- _WRITTEN REQUEST_
Both the line containing "Give me the React, TypeScript" and the line containing "const ACTIONS = ['Get" belong in the copy, as do all lines between them, copied exactly; pictures do not.

- _DATA RECORDS_
════════════════════

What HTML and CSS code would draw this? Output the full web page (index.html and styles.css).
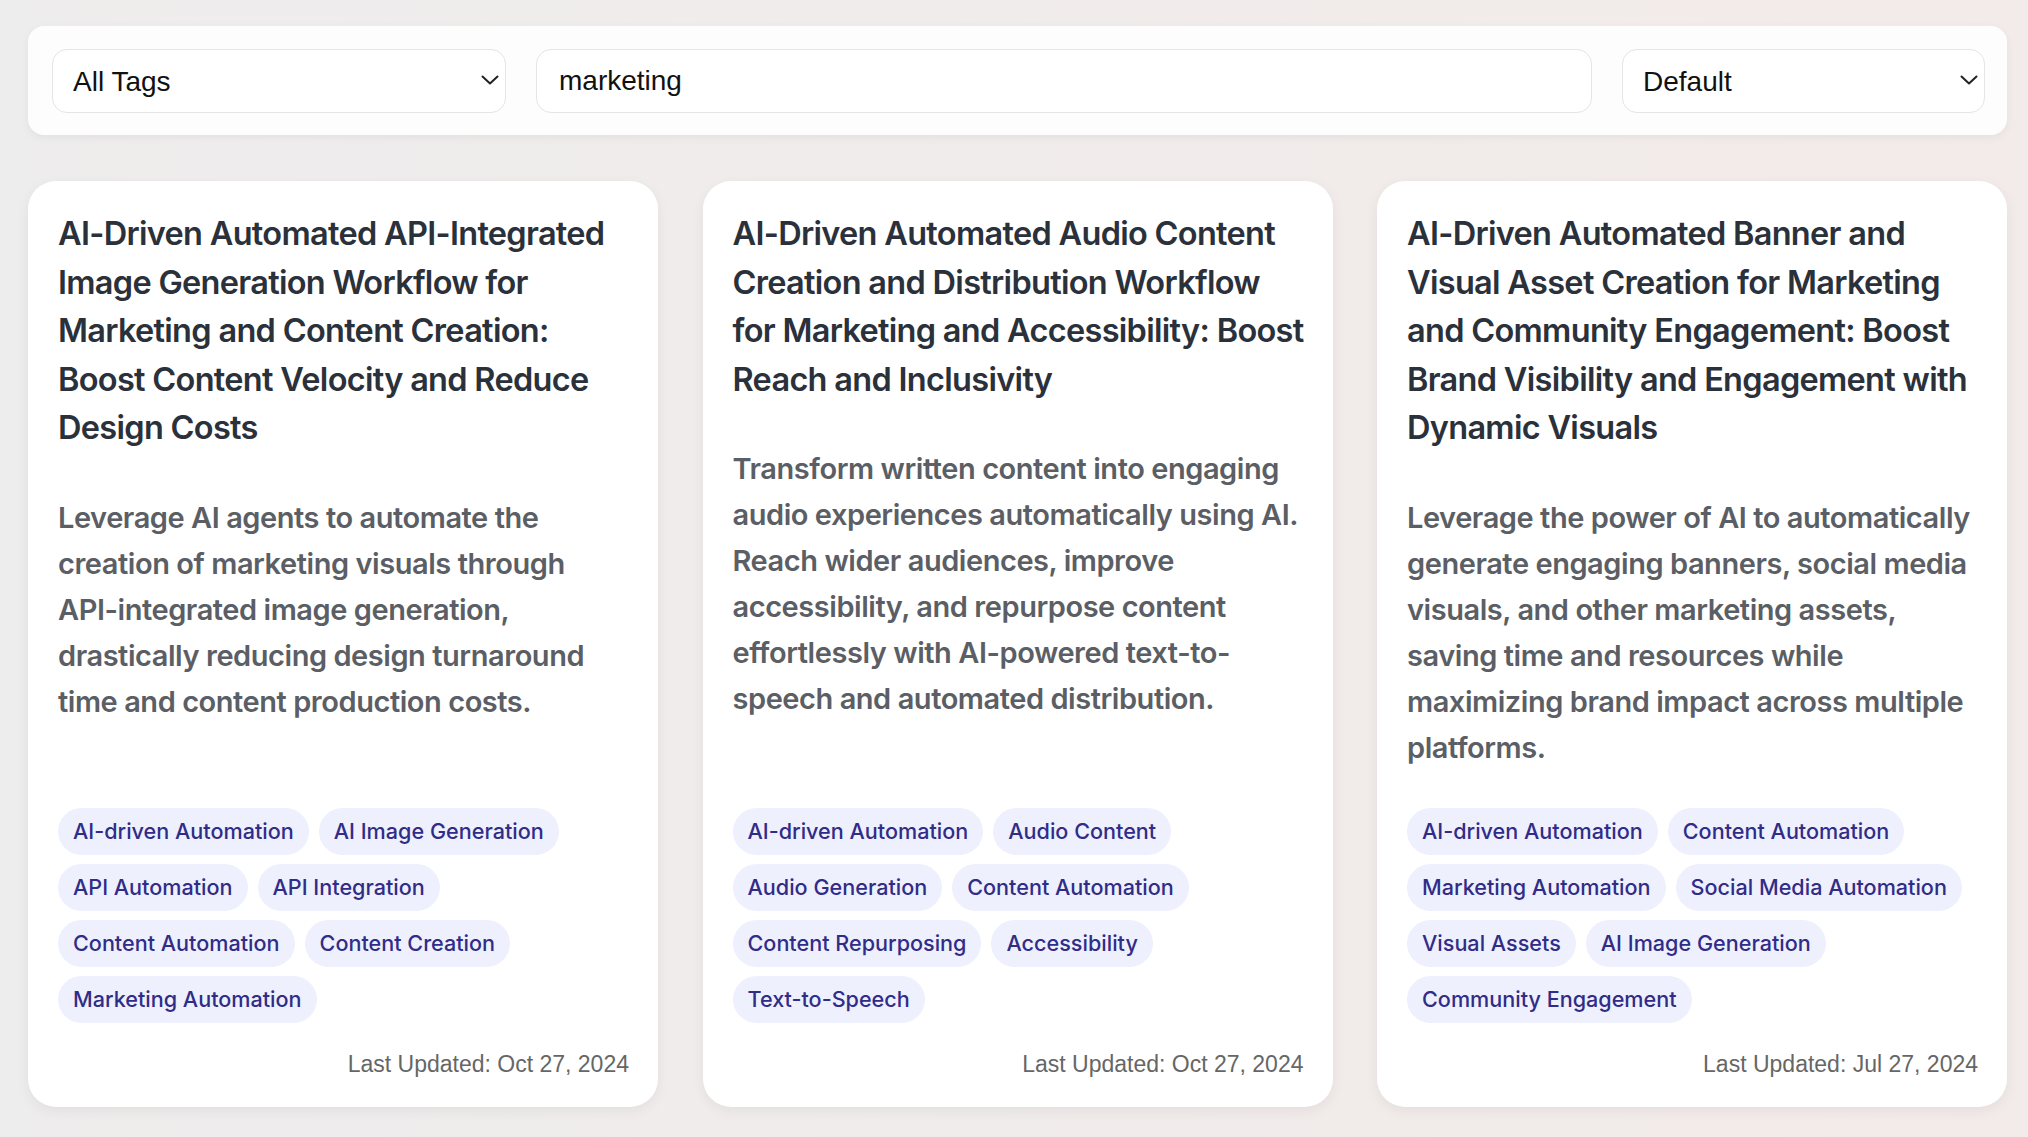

════════════════════

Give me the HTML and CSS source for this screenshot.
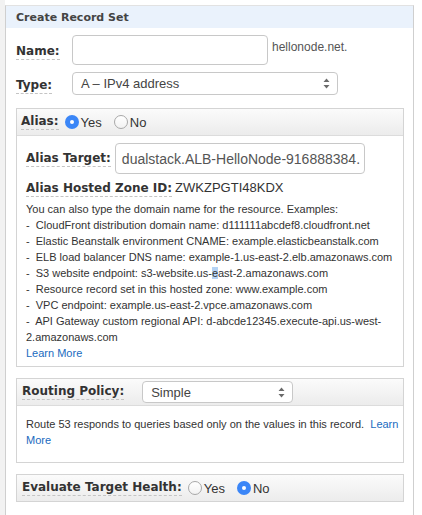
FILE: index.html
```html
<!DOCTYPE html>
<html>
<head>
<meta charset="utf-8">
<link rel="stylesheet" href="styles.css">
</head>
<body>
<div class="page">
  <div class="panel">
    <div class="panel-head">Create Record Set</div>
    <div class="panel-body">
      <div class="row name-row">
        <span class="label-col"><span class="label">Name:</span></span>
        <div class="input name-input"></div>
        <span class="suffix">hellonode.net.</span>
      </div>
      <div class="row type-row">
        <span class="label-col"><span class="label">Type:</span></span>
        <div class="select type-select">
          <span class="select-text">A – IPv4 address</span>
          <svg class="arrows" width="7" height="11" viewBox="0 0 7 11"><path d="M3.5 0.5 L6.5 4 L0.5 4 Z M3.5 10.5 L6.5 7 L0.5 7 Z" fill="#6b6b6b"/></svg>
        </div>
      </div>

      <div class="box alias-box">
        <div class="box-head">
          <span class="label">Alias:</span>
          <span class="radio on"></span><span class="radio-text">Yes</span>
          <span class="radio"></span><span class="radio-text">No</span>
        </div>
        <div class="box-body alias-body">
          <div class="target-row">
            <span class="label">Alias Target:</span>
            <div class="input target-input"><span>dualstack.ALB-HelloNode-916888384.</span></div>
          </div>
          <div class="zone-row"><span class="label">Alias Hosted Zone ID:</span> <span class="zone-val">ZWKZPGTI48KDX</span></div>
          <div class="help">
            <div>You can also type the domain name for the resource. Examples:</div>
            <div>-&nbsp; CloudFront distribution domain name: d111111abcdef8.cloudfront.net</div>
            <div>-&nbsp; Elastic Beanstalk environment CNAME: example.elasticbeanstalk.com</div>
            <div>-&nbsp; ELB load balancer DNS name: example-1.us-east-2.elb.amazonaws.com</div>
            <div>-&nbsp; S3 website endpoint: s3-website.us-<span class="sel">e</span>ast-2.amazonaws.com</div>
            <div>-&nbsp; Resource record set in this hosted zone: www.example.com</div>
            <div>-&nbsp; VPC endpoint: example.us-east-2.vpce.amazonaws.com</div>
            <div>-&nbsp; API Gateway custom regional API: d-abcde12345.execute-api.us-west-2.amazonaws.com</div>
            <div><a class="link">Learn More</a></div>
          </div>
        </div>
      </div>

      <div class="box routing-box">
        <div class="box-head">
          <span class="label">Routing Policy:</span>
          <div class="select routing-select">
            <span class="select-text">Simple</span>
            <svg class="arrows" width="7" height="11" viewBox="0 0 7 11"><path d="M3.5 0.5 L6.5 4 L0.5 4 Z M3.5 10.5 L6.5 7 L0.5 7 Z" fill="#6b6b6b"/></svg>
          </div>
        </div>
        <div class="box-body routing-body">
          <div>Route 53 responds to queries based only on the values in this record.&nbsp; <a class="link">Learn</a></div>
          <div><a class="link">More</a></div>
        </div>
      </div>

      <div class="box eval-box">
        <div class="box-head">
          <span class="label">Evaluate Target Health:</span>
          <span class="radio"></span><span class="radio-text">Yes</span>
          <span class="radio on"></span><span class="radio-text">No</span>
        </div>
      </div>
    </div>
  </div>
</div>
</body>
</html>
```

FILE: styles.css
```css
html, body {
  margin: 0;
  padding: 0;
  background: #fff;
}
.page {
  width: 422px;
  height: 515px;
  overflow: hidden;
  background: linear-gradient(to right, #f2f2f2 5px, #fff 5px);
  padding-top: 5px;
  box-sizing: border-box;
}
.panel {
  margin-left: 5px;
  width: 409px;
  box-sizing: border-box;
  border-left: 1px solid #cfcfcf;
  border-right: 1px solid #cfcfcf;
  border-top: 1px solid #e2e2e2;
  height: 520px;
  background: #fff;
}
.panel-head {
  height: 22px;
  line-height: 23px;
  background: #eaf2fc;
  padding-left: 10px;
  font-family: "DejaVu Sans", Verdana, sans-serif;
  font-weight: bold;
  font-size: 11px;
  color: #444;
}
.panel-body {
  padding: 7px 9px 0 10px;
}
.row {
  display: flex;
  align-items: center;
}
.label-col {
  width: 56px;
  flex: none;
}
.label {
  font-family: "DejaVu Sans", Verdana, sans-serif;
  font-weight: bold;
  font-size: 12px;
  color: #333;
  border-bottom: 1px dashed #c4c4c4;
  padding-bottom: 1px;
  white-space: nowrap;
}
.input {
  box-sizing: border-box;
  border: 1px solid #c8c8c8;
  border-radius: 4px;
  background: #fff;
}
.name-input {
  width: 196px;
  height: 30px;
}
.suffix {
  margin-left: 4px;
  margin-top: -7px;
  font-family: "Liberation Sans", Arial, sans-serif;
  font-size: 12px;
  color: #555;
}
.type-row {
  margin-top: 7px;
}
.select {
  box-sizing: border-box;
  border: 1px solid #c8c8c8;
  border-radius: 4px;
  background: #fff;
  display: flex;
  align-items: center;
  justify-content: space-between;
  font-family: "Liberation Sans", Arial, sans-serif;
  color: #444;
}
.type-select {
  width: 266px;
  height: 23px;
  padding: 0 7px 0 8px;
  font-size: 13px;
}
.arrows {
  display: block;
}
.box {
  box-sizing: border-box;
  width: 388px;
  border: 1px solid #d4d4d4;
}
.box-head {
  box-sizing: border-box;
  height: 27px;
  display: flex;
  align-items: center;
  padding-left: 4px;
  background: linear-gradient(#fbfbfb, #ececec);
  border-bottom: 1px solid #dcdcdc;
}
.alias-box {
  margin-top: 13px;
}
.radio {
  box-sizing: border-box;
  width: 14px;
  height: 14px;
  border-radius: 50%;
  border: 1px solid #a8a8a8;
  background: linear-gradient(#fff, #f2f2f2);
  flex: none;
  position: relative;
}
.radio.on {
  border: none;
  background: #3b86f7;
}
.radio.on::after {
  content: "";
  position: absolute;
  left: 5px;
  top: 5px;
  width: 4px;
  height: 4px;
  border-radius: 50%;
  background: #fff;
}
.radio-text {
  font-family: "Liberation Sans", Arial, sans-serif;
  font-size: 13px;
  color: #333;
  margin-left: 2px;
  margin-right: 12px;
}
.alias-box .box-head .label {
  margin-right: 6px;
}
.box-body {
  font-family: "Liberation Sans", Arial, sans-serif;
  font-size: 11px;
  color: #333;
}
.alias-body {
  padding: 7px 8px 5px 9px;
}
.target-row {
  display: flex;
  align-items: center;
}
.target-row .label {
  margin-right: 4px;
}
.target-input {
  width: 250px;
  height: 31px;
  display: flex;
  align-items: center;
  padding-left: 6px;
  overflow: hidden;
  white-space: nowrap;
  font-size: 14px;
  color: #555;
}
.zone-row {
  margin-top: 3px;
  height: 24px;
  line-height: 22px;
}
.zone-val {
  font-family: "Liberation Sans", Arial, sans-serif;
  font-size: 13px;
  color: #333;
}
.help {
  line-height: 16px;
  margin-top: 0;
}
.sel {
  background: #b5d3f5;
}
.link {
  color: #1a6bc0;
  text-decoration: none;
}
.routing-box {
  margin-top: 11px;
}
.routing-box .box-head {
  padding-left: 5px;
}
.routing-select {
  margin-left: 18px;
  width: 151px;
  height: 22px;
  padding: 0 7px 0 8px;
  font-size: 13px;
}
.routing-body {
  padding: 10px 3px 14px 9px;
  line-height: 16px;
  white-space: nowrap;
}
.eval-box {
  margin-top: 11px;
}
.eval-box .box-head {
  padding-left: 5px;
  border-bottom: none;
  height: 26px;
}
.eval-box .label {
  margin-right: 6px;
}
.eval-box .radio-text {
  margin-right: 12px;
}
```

════════════════════

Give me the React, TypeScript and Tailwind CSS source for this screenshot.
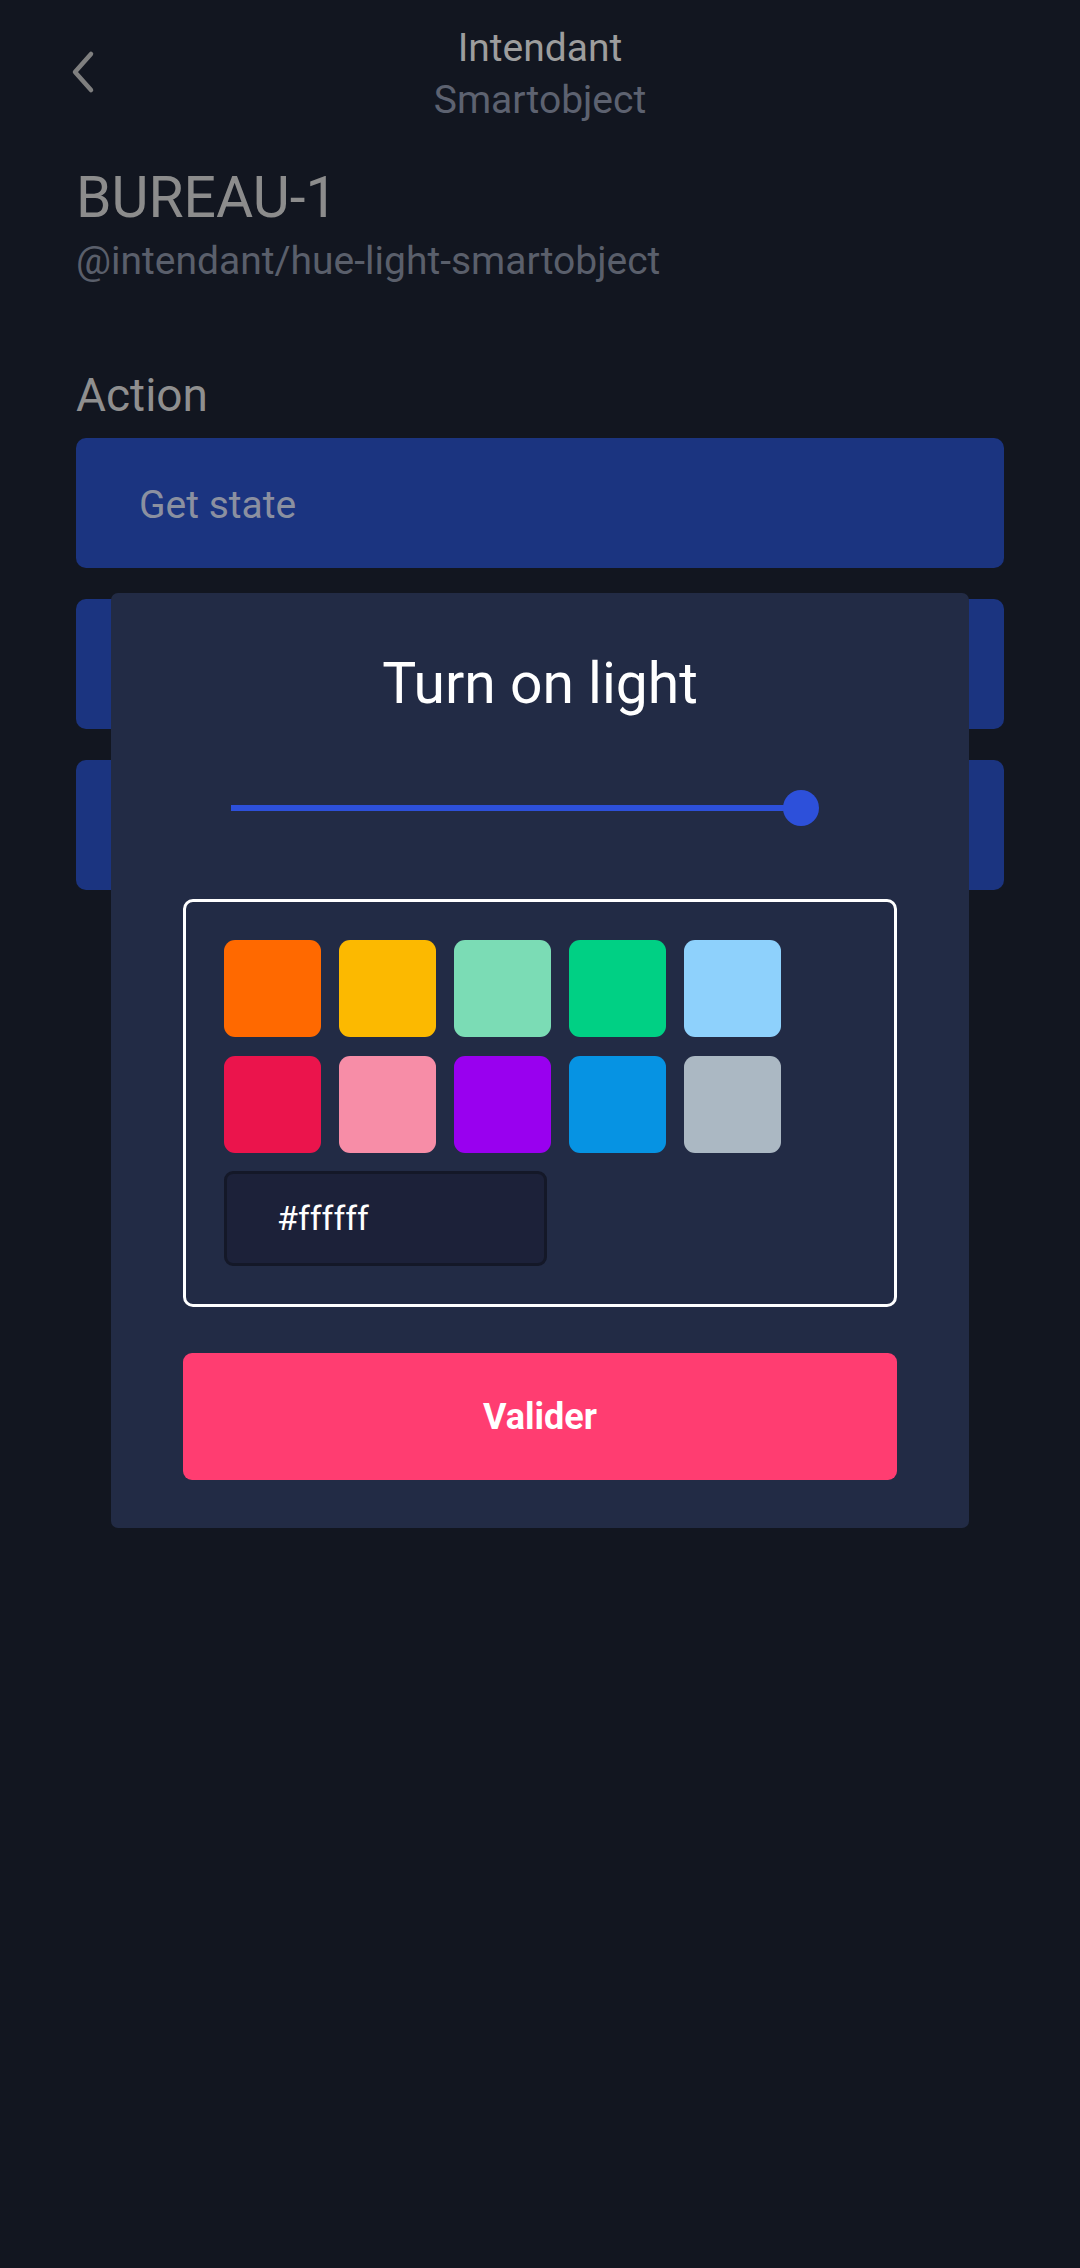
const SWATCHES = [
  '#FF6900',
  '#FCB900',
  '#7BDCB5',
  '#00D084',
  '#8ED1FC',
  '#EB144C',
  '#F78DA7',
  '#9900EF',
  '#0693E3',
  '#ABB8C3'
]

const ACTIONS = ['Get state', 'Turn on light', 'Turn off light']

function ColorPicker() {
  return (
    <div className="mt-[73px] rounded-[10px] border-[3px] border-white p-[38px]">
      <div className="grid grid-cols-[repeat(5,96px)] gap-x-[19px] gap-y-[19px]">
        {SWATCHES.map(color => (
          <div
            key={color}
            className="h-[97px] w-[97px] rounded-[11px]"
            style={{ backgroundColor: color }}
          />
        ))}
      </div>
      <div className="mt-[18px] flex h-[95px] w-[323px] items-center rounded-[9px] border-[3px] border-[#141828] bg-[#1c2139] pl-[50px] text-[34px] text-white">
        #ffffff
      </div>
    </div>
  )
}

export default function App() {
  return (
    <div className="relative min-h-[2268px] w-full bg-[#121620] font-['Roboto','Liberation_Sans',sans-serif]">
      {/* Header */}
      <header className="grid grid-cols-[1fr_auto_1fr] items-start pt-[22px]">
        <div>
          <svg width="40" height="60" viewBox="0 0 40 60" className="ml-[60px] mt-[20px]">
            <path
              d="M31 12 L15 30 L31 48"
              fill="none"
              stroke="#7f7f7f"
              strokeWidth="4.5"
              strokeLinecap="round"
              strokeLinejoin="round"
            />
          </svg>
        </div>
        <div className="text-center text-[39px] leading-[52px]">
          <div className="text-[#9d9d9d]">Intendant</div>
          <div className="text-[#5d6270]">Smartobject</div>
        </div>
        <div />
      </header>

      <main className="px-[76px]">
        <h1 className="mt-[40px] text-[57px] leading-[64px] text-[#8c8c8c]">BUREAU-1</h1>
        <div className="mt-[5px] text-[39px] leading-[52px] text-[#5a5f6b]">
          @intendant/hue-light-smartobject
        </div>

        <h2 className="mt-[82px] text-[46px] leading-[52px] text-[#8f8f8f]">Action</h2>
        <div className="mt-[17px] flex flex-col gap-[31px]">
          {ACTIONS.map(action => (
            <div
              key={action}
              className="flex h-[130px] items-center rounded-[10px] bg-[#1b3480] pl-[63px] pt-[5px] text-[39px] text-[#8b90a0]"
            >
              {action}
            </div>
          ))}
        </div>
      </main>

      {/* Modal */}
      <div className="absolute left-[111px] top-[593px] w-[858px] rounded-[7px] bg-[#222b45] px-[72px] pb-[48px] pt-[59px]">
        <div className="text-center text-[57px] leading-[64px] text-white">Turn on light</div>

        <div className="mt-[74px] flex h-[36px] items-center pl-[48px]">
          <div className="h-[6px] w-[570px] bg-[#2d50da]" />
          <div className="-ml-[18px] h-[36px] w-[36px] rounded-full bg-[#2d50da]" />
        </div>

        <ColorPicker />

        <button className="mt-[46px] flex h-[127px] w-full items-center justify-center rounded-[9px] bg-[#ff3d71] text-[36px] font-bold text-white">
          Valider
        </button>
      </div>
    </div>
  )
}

════════════════════

- _RESULT OF THE TASK_
Give me the React, TypeScript and Tailwind CSS source for this screenshot.
const SWATCHES = [
  '#FF6900',
  '#FCB900',
  '#7BDCB5',
  '#00D084',
  '#8ED1FC',
  '#EB144C',
  '#F78DA7',
  '#9900EF',
  '#0693E3',
  '#ABB8C3'
]

const ACTIONS = ['Get state', 'Turn on light', 'Turn off light']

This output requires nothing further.